Aim of the task:
Transcribe the whole listing below without changing a word, but leave out every image.

═══ Raw data ═══

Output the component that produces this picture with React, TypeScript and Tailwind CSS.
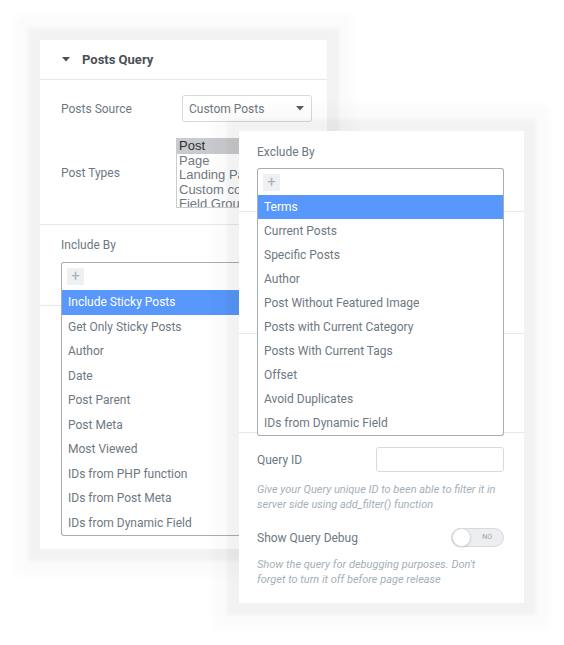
const includeItems = [
  'Include Sticky Posts',
  'Get Only Sticky Posts',
  'Author',
  'Date',
  'Post Parent',
  'Post Meta',
  'Most Viewed',
  'IDs from PHP function',
  'IDs from Post Meta',
  'IDs from Dynamic Field',
];

const excludeItems = [
  'Terms',
  'Current Posts',
  'Specific Posts',
  'Author',
  'Post Without Featured Image',
  'Posts with Current Category',
  'Posts With Current Tags',
  'Offset',
  'Avoid Duplicates',
  'IDs from Dynamic Field',
];

const postTypes = ['Post', 'Page', 'Landing Page', 'Custom code', 'Field Group'];

function Caret({ className }: { className: string }) {
  return (
    <svg width="8" height="5" viewBox="0 0 8 5" className={className}>
      <path d="M0 0 H8 L4 4.5 Z" fill="currentColor" />
    </svg>
  );
}

interface MultiSelectProps {
  items: string[];
  boxClass: string;
  rowClass: string;
}

function MultiSelect({ items, boxClass, rowClass }: MultiSelectProps) {
  return (
    <div className="relative">
      <div className={`${boxClass} border border-b-0 border-[#a8adb2] rounded-t-[3px] bg-white pl-[5px] pt-[5px]`}>
        <span className="flex h-[17px] w-[17px] items-center justify-center bg-[#eef0f2] text-[15px] leading-none text-[#a9b2b9]">+</span>
      </div>
      <ul className="absolute left-0 right-0 z-10 border border-t-0 border-[#a8adb2] bg-white rounded-b-[3px]">
        {items.map((item, i) => (
          <li
            key={item}
            className={`${rowClass} flex items-center pl-[6px] whitespace-nowrap ${
              i === 0 ? 'bg-[#5897fb] text-white' : 'text-[#6d7882]'
            }`}
          >
            {item}
          </li>
        ))}
      </ul>
    </div>
  );
}

export default function App() {
  return (
    <div className="relative h-[645px] w-[564px] overflow-hidden bg-white font-['Roboto',sans-serif] text-[12px]">
      {/* left panel */}
      <div className="absolute left-[40px] top-[40px] z-[1] h-[509px] w-[287px] bg-white shadow-[0_0_4px_12px_rgba(0,0,0,0.03),0_0_10px_26px_rgba(0,0,0,0.02)]">
        <div className="flex h-[40px] items-center gap-[12px] border-b border-[#e6e9ec] pl-[22px]">
          <Caret className="text-[#495157]" />
          <span className="text-[13px] font-bold text-[#495157]">Posts Query</span>
        </div>

        <div className="border-b border-[#e6e9ec] pl-[21px] pr-[15px] pt-[15px] pb-[16px]">
          <div className="flex items-center justify-between">
            <span className="text-[#6d7882]">Posts Source</span>
            <div className="flex h-[27px] w-[130px] items-center justify-between rounded-[3px] border border-[#d5dadf] pl-[6px] pr-[7px] text-[#6d7882]">
              <span>Custom Posts</span>
              <Caret className="text-[#555d66]" />
            </div>
          </div>
          <div className="mt-[16px] flex items-center justify-between">
            <span className="text-[#6d7882]">Post Types</span>
            <div className="h-[70px] w-[136px] overflow-hidden border border-[#c9cdd1] font-['Liberation_Sans',sans-serif] text-[13px]">
              {postTypes.map((t, i) => (
                <div
                  key={t}
                  className={`h-[14.5px] whitespace-nowrap pl-[2px] leading-[14.5px] ${
                    i === 0 ? 'bg-[#c8cacd] text-[#2b2f33]' : 'text-[#707880]'
                  }`}
                >
                  {t}
                </div>
              ))}
            </div>
          </div>
        </div>

        <div className="border-b border-[#e6e9ec] pl-[21px] pr-[15px] pt-[13px] pb-[15px]">
          <div className="mb-[10px] leading-[14px] text-[#6d7882]">Include By</div>
          <MultiSelect items={includeItems} boxClass="h-[28px]" rowClass="h-[24.5px]" />
        </div>
      </div>

      {/* right panel */}
      <div className="absolute left-[239px] top-[131px] z-[2] h-[472px] w-[285px] bg-white shadow-[0_0_4px_12px_rgba(0,0,0,0.03),0_0_10px_26px_rgba(0,0,0,0.02)]">
        <div className="border-b border-[#e6e9ec] pl-[18px] pr-[20px] pt-[14px] pb-[16px]">
          <div className="mb-[9px] leading-[14px] text-[#6d7882]">Exclude By</div>
          <MultiSelect items={excludeItems} boxClass="h-[27px]" rowClass="h-[24px]" />
        </div>
        <div className="h-[122px] border-b border-[#e6e9ec]" />
        <div className="h-[99px] border-b border-[#e6e9ec]" />

        <div className="pl-[18px] pr-[20px] pt-[14px]">
          <div className="flex items-center justify-between">
            <span className="text-[#6d7882]">Query ID</span>
            <div className="h-[25px] w-[128px] rounded-[3px] border border-[#d5dadf]" />
          </div>
          <p className="mt-[10px] text-[11px] italic leading-[15px] text-[#a4afb7]">
            <span className="block whitespace-nowrap">Give your Query unique ID to been able to filter it in</span>
            <span className="block whitespace-nowrap">server side using add_filter() function</span>
          </p>

          <div className="mt-[16px] flex items-center justify-between">
            <span className="text-[#6d7882]">Show Query Debug</span>
            <div className="relative flex h-[19px] w-[53px] items-center justify-end rounded-full border border-[#d5dadf] bg-[#eceef0] pr-[11px]">
              <span className="absolute left-0 top-[-1px] h-[19px] w-[19px] rounded-full border border-[#d5dadf] bg-white shadow-[0_1px_2px_rgba(0,0,0,0.1)]" />
              <span className="text-[7px] text-[#9aa3ab]">NO</span>
            </div>
          </div>
          <p className="mt-[10px] text-[11px] italic leading-[15px] text-[#a4afb7]">
            <span className="block whitespace-nowrap">Show the query for debugging purposes. Don't</span>
            <span className="block whitespace-nowrap">forget to turn it off before page release</span>
          </p>
        </div>
      </div>
    </div>
  );
}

═══

Answer to the task:
Output the component that produces this picture with React, TypeScript and Tailwind CSS.
const includeItems = [
  'Include Sticky Posts',
  'Get Only Sticky Posts',
  'Author',
  'Date',
  'Post Parent',
  'Post Meta',
  'Most Viewed',
  'IDs from PHP function',
  'IDs from Post Meta',
  'IDs from Dynamic Field',
];

const excludeItems = [
  'Terms',
  'Current Posts',
  'Specific Posts',
  'Author',
  'Post Without Featured Image',
  'Posts with Current Category',
  'Posts With Current Tags',
  'Offset',
  'Avoid Duplicates',
  'IDs from Dynamic Field',
];

const postTypes = ['Post', 'Page', 'Landing Page', 'Custom code', 'Field Group'];

function Caret({ className }: { className: string }) {
  return (
    <svg width="8" height="5" viewBox="0 0 8 5" className={className}>
      <path d="M0 0 H8 L4 4.5 Z" fill="currentColor" />
    </svg>
  );
}

interface MultiSelectProps {
  items: string[];
  boxClass: string;
  rowClass: string;
}

function MultiSelect({ items, boxClass, rowClass }: MultiSelectProps) {
  return (
    <div className="relative">
      <div className={`${boxClass} border border-b-0 border-[#a8adb2] rounded-t-[3px] bg-white pl-[5px] pt-[5px]`}>
        <span className="flex h-[17px] w-[17px] items-center justify-center bg-[#eef0f2] text-[15px] leading-none text-[#a9b2b9]">+</span>
      </div>
      <ul className="absolute left-0 right-0 z-10 border border-t-0 border-[#a8adb2] bg-white rounded-b-[3px]">
        {items.map((item, i) => (
          <li
            key={item}
            className={`${rowClass} flex items-center pl-[6px] whitespace-nowrap ${
              i === 0 ? 'bg-[#5897fb] text-white' : 'text-[#6d7882]'
            }`}
          >
            {item}
          </li>
        ))}
      </ul>
    </div>
  );
}

export default function App() {
  return (
    <div className="relative h-[645px] w-[564px] overflow-hidden bg-white font-['Roboto',sans-serif] text-[12px]">
      {/* left panel */}
      <div className="absolute left-[40px] top-[40px] z-[1] h-[509px] w-[287px] bg-white shadow-[0_0_4px_12px_rgba(0,0,0,0.03),0_0_10px_26px_rgba(0,0,0,0.02)]">
        <div className="flex h-[40px] items-center gap-[12px] border-b border-[#e6e9ec] pl-[22px]">
          <Caret className="text-[#495157]" />
          <span className="text-[13px] font-bold text-[#495157]">Posts Query</span>
        </div>

        <div className="border-b border-[#e6e9ec] pl-[21px] pr-[15px] pt-[15px] pb-[16px]">
          <div className="flex items-center justify-between">
            <span className="text-[#6d7882]">Posts Source</span>
            <div className="flex h-[27px] w-[130px] items-center justify-between rounded-[3px] border border-[#d5dadf] pl-[6px] pr-[7px] text-[#6d7882]">
              <span>Custom Posts</span>
              <Caret className="text-[#555d66]" />
            </div>
          </div>
          <div className="mt-[16px] flex items-center justify-between">
            <span className="text-[#6d7882]">Post Types</span>
            <div className="h-[70px] w-[136px] overflow-hidden border border-[#c9cdd1] font-['Liberation_Sans',sans-serif] text-[13px]">
              {postTypes.map((t, i) => (
                <div
                  key={t}
                  className={`h-[14.5px] whitespace-nowrap pl-[2px] leading-[14.5px] ${
                    i === 0 ? 'bg-[#c8cacd] text-[#2b2f33]' : 'text-[#707880]'
                  }`}
                >
                  {t}
                </div>
              ))}
            </div>
          </div>
        </div>

        <div className="border-b border-[#e6e9ec] pl-[21px] pr-[15px] pt-[13px] pb-[15px]">
          <div className="mb-[10px] leading-[14px] text-[#6d7882]">Include By</div>
          <MultiSelect items={includeItems} boxClass="h-[28px]" rowClass="h-[24.5px]" />
        </div>
      </div>

      {/* right panel */}
      <div className="absolute left-[239px] top-[131px] z-[2] h-[472px] w-[285px] bg-white shadow-[0_0_4px_12px_rgba(0,0,0,0.03),0_0_10px_26px_rgba(0,0,0,0.02)]">
        <div className="border-b border-[#e6e9ec] pl-[18px] pr-[20px] pt-[14px] pb-[16px]">
          <div className="mb-[9px] leading-[14px] text-[#6d7882]">Exclude By</div>
          <MultiSelect items={excludeItems} boxClass="h-[27px]" rowClass="h-[24px]" />
        </div>
        <div className="h-[122px] border-b border-[#e6e9ec]" />
        <div className="h-[99px] border-b border-[#e6e9ec]" />

        <div className="pl-[18px] pr-[20px] pt-[14px]">
          <div className="flex items-center justify-between">
            <span className="text-[#6d7882]">Query ID</span>
            <div className="h-[25px] w-[128px] rounded-[3px] border border-[#d5dadf]" />
          </div>
          <p className="mt-[10px] text-[11px] italic leading-[15px] text-[#a4afb7]">
            <span className="block whitespace-nowrap">Give your Query unique ID to been able to filter it in</span>
            <span className="block whitespace-nowrap">server side using add_filter() function</span>
          </p>

          <div className="mt-[16px] flex items-center justify-between">
            <span className="text-[#6d7882]">Show Query Debug</span>
            <div className="relative flex h-[19px] w-[53px] items-center justify-end rounded-full border border-[#d5dadf] bg-[#eceef0] pr-[11px]">
              <span className="absolute left-0 top-[-1px] h-[19px] w-[19px] rounded-full border border-[#d5dadf] bg-white shadow-[0_1px_2px_rgba(0,0,0,0.1)]" />
              <span className="text-[7px] text-[#9aa3ab]">NO</span>
            </div>
          </div>
          <p className="mt-[10px] text-[11px] italic leading-[15px] text-[#a4afb7]">
            <span className="block whitespace-nowrap">Show the query for debugging purposes. Don't</span>
            <span className="block whitespace-nowrap">forget to turn it off before page release</span>
          </p>
        </div>
      </div>
    </div>
  );
}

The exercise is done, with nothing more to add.